— START OF SUPPLIED INFORMATION —

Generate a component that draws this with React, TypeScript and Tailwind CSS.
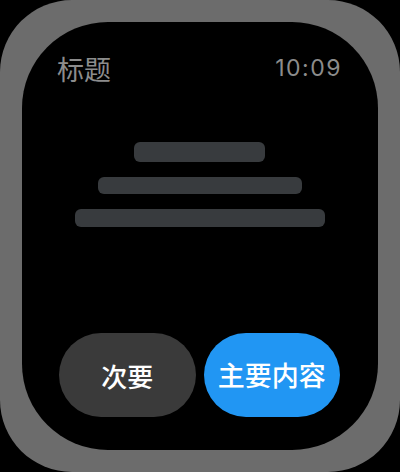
import React from 'react';

const cjk = { fontFamily: '"Noto Sans CJK SC", "Noto Sans", sans-serif' };

function Bar({ width, height }: { width: string; height: string }) {
  return <div className={`${width} ${height} rounded-[6px] bg-[#383b3e] blur-[0.4px]`} />;
}

export default function App() {
  return (
    <div className="w-[400px] h-[472px] bg-black">
      <div className="w-full h-full rounded-[72px] bg-[#6c6c6c] p-[22px]">
        <div className="w-full h-full rounded-[86px] bg-black flex flex-col pl-[35px] pr-[38px] pt-[33px] pb-[33px]">
          {/* Header */}
          <div className="flex items-center justify-between h-[27px]">
            <span className="text-[27px] leading-none text-[#8c8c8c]" style={cjk}>
              标题
            </span>
            <span className="text-[23px] leading-none text-[#8c8c8c] tracking-[1.5px] mr-[-2px] font-['Inter',sans-serif]">
              10:09
            </span>
          </div>

          {/* Content placeholders */}
          <div className="mt-[60px] flex flex-col items-center gap-[15px] ml-[2px]">
            <Bar width="w-[131px]" height="h-[20px]" />
            <Bar width="w-[204px]" height="h-[17px]" />
            <Bar width="w-[250px]" height="h-[18px]" />
          </div>

          {/* Actions */}
          <div className="mt-auto flex justify-center gap-[8px] ml-[2px]">
            <button className="w-[138px] h-[84px] rounded-[42px] bg-[#3a3a3a] text-white text-[26px] font-medium flex items-center justify-center" style={cjk}>
              次要
            </button>
            <button className="w-[138px] h-[84px] rounded-[42px] bg-[#2196f3] text-white text-[27px] font-medium flex items-center justify-center" style={cjk}>
              主要内容
            </button>
          </div>
        </div>
      </div>
    </div>
  );
}
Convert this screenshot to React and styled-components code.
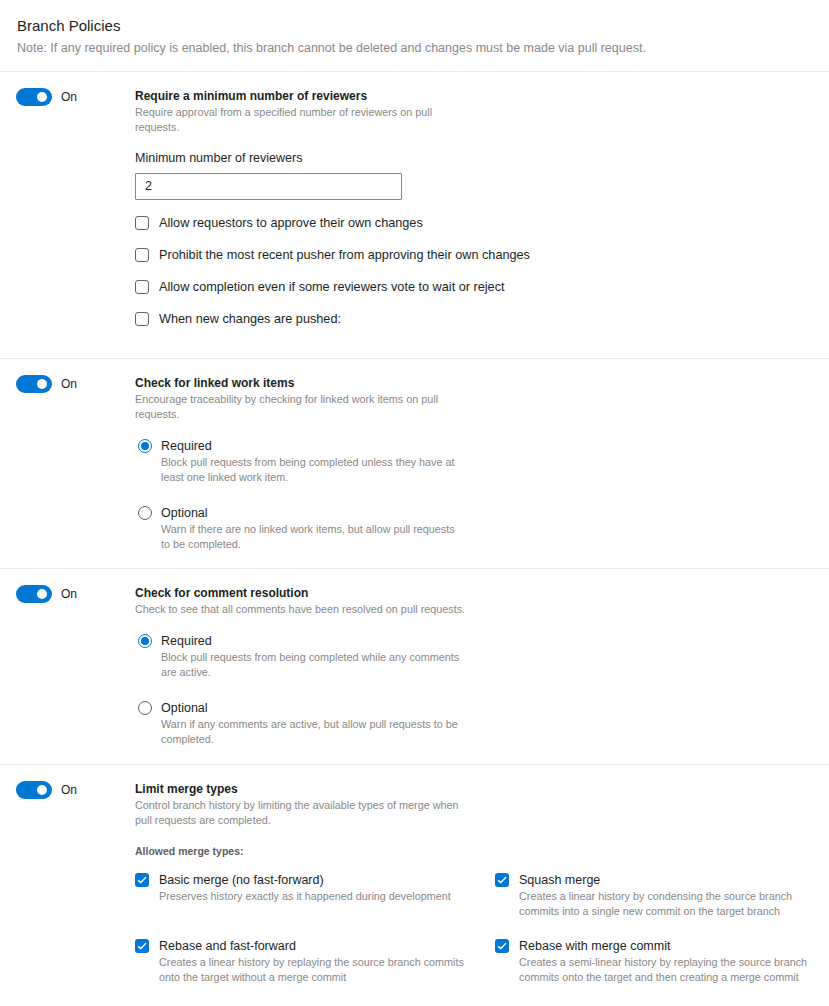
import React from 'react'
import styled, { createGlobalStyle } from 'styled-components'

const GlobalStyle = createGlobalStyle`
  body {
    margin: 0;
    background: #ffffff;
    font-family: "Liberation Sans", Arial, sans-serif;
    color: #323130;
  }
`

const Page = styled.div`
  width: 829px;
`

const Header = styled.div`
  padding: 16px 17px 14px;
  border-bottom: 1px solid #eaeaea;
`

const Title = styled.div`
  font-size: 15px;
  line-height: 20px;
  color: #201f1e;
`

const Note = styled.div`
  margin-top: 3px;
  font-size: 12.5px;
  line-height: 18px;
  color: #8a8886;
`

const Section = styled.div`
  display: flex;
  padding: 16px 0 ${p => p.bottom || 20}px;
  border-bottom: ${p => (p.last ? 'none' : '1px solid #eaeaea')};
`

const ToggleCol = styled.div`
  width: 135px;
  flex: none;
  padding-left: 16px;
  box-sizing: border-box;
  display: flex;
  align-items: flex-start;
  gap: 9px;
`

const Track = styled.div`
  width: 36px;
  height: 18px;
  border-radius: 9px;
  background: #0078d4;
  position: relative;
  flex: none;
  &::after {
    content: '';
    position: absolute;
    right: 5px;
    top: 4px;
    width: 10px;
    height: 10px;
    border-radius: 50%;
    background: #fff;
  }
`

const ToggleLabel = styled.span`
  font-size: 12px;
  line-height: 18px;
  color: #201f1e;
`

const Body = styled.div`
  flex: 1;
  min-width: 0;
`

const PolicyTitle = styled.div`
  font-size: 12px;
  font-weight: 700;
  line-height: 17px;
  color: #201f1e;
`

const Desc = styled.div`
  font-size: 10.8px;
  line-height: 15px;
  color: #8a8886;
  width: ${p => p.w || 320}px;
`

const FieldLabel = styled.div`
  margin-top: 14px;
  font-size: 12.5px;
  line-height: 18px;
  color: #201f1e;
`

const Input = styled.div`
  margin-top: 6px;
  width: 267px;
  height: 27px;
  box-sizing: border-box;
  border: 1px solid #8a8886;
  border-radius: 1px;
  padding: 0 9px;
  font-size: 12.5px;
  line-height: 25px;
  color: #201f1e;
`

const CheckList = styled.div`
  margin-top: 14px;
  display: flex;
  flex-direction: column;
  gap: 14px;
`

const CheckRow = styled.div`
  display: flex;
  align-items: center;
  gap: 10px;
  height: 18px;
  font-size: 12.7px;
  color: #201f1e;
`

const Box = styled.span`
  width: 14px;
  height: 14px;
  box-sizing: border-box;
  border-radius: 3px;
  flex: none;
  display: inline-flex;
  align-items: center;
  justify-content: center;
  margin-top: ${p => (p.checked ? '2px' : '0')};
  border: ${p => (p.checked ? 'none' : '1px solid #666462')};
  background: ${p => (p.checked ? '#0078d4' : '#fff')};
`

const RadioList = styled.div`
  margin-top: 15px;
  display: flex;
  flex-direction: column;
  gap: 19px;
  padding-left: 3px;
`

const RadioItem = styled.div`
  display: flex;
  gap: 9px;
`

const Radio = styled.span`
  width: 14px;
  height: 14px;
  margin-top: 2px;
  box-sizing: border-box;
  border-radius: 50%;
  flex: none;
  border: 1px solid ${p => (p.selected ? '#0078d4' : '#605e5c')};
  display: flex;
  align-items: center;
  justify-content: center;
  &::after {
    content: '';
    width: 8px;
    height: 8px;
    border-radius: 50%;
    background: ${p => (p.selected ? '#0078d4' : 'transparent')};
  }
`

const OptionLabel = styled.div`
  font-size: 12.5px;
  line-height: 18px;
  color: #201f1e;
`

const SubHeading = styled.div`
  margin-top: 16px;
  font-size: 10.5px;
  font-weight: 700;
  line-height: 14px;
  color: #605e5c;
`

const MergeGrid = styled.div`
  margin-top: 13px;
  display: grid;
  grid-template-columns: 360px 1fr;
  row-gap: 18px;
`

const MergeItem = styled.div`
  display: flex;
  gap: 10px;
`

const Check = () => (
  <svg width="10" height="8" viewBox="0 0 10 8">
    <path d="M1 4.2 L3.7 6.6 L9 1.2" fill="none" stroke="#fff" strokeWidth="1.4" />
  </svg>
)

const Toggle = () => (
  <ToggleCol>
    <Track />
    <ToggleLabel>On</ToggleLabel>
  </ToggleCol>
)

const RadioOption = ({ selected, label, desc }) => (
  <RadioItem>
    <Radio selected={selected} />
    <div>
      <OptionLabel>{label}</OptionLabel>
      <Desc w={305}>{desc}</Desc>
    </div>
  </RadioItem>
)

const merges = [
  ['Basic merge (no fast-forward)', 'Preserves history exactly as it happened during development', 312],
  ['Squash merge', 'Creates a linear history by condensing the source branch commits into a single new commit on the target branch', 300],
  ['Rebase and fast-forward', 'Creates a linear history by replaying the source branch commits onto the target without a merge commit', 312],
  ['Rebase with merge commit', 'Creates a semi-linear history by replaying the source branch commits onto the target and then creating a merge commit', 300],
]

const App = () => {
  return (
    <Page>
      <GlobalStyle />
      <Header>
        <Title>Branch Policies</Title>
        <Note>Note: If any required policy is enabled, this branch cannot be deleted and changes must be made via pull request.</Note>
      </Header>

      <Section bottom={30}>
        <Toggle />
        <Body>
          <PolicyTitle>Require a minimum number of reviewers</PolicyTitle>
          <Desc>Require approval from a specified number of reviewers on pull requests.</Desc>
          <FieldLabel>Minimum number of reviewers</FieldLabel>
          <Input>2</Input>
          <CheckList>
            <CheckRow><Box />Allow requestors to approve their own changes</CheckRow>
            <CheckRow><Box />Prohibit the most recent pusher from approving their own changes</CheckRow>
            <CheckRow><Box />Allow completion even if some reviewers vote to wait or reject</CheckRow>
            <CheckRow><Box />When new changes are pushed:</CheckRow>
          </CheckList>
        </Body>
      </Section>

      <Section bottom={16}>
        <Toggle />
        <Body>
          <PolicyTitle>Check for linked work items</PolicyTitle>
          <Desc>Encourage traceability by checking for linked work items on pull requests.</Desc>
          <RadioList>
            <RadioOption selected label="Required" desc="Block pull requests from being completed unless they have at least one linked work item." />
            <RadioOption label="Optional" desc="Warn if there are no linked work items, but allow pull requests to be completed." />
          </RadioList>
        </Body>
      </Section>

      <Section bottom={17}>
        <Toggle />
        <Body>
          <PolicyTitle>Check for comment resolution</PolicyTitle>
          <Desc w={340}>Check to see that all comments have been resolved on pull requests.</Desc>
          <RadioList>
            <RadioOption selected label="Required" desc="Block pull requests from being completed while any comments are active." />
            <RadioOption label="Optional" desc="Warn if any comments are active, but allow pull requests to be completed." />
          </RadioList>
        </Body>
      </Section>

      <Section last bottom={10}>
        <Toggle />
        <Body>
          <PolicyTitle>Limit merge types</PolicyTitle>
          <Desc w={360}>
            Control branch history by limiting the available types of merge when
            <br />
            pull requests are completed.
          </Desc>
          <SubHeading>Allowed merge types:</SubHeading>
          <MergeGrid>
            {merges.map(([label, desc, w]) => (
              <MergeItem key={label}>
                <Box checked><Check /></Box>
                <div>
                  <OptionLabel>{label}</OptionLabel>
                  <Desc w={w}>{desc}</Desc>
                </div>
              </MergeItem>
            ))}
          </MergeGrid>
        </Body>
      </Section>
    </Page>
  )
}

export default App
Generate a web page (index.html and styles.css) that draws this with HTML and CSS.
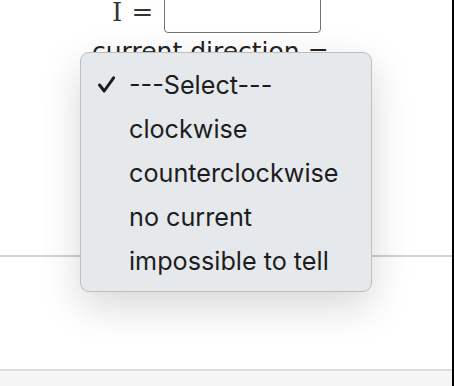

— END OF SUPPLIED INFORMATION —

Which lines in the records above contain the string "that"? Copy each one.

> **WORKED ANSWER**:
Generate a component that draws this with React, TypeScript and Tailwind CSS.
          <Desc w={340}>Check to see that all comments have been resolved on pull requests.</Desc>
Generate a web page (index.html and styles.css) that draws this with HTML and CSS.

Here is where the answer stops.